## Task goal
Copy each line where the word "screenshot" occurs.

## Data records

* * *

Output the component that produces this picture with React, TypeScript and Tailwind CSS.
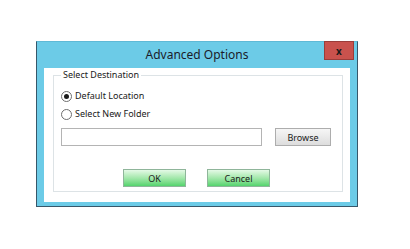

* * *

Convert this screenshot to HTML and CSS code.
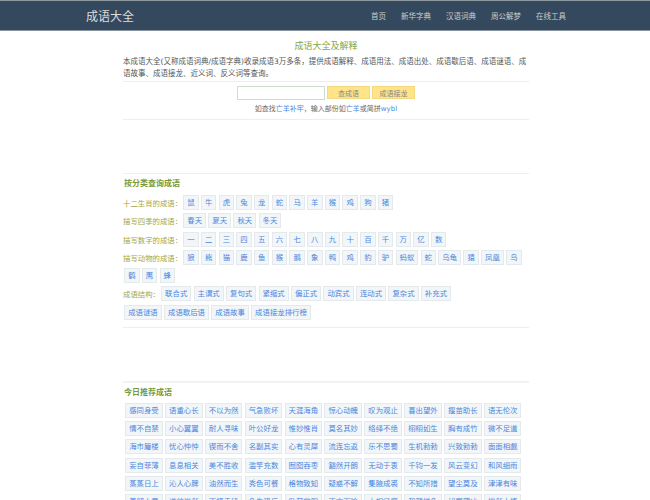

* * *

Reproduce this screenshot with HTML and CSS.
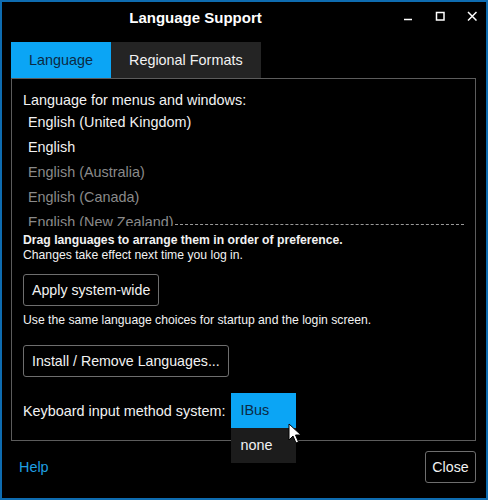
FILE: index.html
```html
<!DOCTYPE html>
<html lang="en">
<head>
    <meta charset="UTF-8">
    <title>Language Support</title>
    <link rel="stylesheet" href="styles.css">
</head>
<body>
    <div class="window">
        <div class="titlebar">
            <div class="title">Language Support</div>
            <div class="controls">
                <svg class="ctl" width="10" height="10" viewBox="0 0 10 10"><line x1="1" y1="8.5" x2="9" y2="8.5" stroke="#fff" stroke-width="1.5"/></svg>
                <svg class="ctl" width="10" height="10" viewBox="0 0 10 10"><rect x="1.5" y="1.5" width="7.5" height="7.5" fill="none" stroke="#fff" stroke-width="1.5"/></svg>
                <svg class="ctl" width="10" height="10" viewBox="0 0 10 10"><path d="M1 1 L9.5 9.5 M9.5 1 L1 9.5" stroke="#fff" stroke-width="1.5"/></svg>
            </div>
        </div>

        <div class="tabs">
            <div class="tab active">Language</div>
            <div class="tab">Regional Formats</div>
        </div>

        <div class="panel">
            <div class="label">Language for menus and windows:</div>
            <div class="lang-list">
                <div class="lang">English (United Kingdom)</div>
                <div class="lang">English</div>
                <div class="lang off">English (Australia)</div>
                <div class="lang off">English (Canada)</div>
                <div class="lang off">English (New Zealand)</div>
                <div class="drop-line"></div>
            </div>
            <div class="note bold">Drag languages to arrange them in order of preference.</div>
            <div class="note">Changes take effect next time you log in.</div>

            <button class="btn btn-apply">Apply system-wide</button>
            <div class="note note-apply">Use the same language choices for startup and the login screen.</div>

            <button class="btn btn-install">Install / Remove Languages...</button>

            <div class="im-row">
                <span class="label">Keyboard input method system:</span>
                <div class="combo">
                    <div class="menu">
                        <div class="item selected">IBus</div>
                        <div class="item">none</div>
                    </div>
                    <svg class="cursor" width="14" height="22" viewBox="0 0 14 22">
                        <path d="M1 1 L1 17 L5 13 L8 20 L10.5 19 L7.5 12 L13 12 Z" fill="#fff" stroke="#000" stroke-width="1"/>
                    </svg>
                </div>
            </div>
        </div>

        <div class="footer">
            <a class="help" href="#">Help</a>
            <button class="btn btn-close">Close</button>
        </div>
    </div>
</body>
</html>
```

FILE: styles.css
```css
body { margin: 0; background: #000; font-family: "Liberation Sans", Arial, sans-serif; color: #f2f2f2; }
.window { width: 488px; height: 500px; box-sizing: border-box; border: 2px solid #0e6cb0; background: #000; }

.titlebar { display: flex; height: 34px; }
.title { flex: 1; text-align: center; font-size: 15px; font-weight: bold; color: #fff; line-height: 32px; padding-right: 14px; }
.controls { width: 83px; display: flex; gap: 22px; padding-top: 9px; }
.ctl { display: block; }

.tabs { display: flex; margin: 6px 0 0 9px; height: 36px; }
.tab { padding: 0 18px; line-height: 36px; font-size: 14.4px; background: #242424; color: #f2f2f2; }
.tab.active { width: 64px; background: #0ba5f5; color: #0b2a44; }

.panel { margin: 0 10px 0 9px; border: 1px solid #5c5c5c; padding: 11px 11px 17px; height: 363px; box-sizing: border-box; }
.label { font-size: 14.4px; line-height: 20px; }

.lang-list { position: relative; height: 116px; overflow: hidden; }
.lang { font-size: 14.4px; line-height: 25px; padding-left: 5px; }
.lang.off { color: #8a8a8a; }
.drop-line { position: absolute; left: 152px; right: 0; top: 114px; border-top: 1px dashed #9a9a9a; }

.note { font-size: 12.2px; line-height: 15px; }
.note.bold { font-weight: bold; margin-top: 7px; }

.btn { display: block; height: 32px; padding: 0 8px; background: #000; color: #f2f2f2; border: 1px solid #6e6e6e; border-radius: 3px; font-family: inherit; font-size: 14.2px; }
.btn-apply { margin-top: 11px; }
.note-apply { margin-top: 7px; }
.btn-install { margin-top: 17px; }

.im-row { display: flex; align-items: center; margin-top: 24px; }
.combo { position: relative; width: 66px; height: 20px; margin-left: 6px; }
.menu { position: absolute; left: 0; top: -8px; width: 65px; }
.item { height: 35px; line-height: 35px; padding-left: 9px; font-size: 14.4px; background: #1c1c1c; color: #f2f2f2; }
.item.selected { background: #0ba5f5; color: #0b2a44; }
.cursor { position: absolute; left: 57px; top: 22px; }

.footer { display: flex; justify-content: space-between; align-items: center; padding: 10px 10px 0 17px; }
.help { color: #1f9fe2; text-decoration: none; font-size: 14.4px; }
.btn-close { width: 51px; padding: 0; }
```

* * *

## Correct response
Convert this screenshot to HTML and CSS code.
Reproduce this screenshot with HTML and CSS.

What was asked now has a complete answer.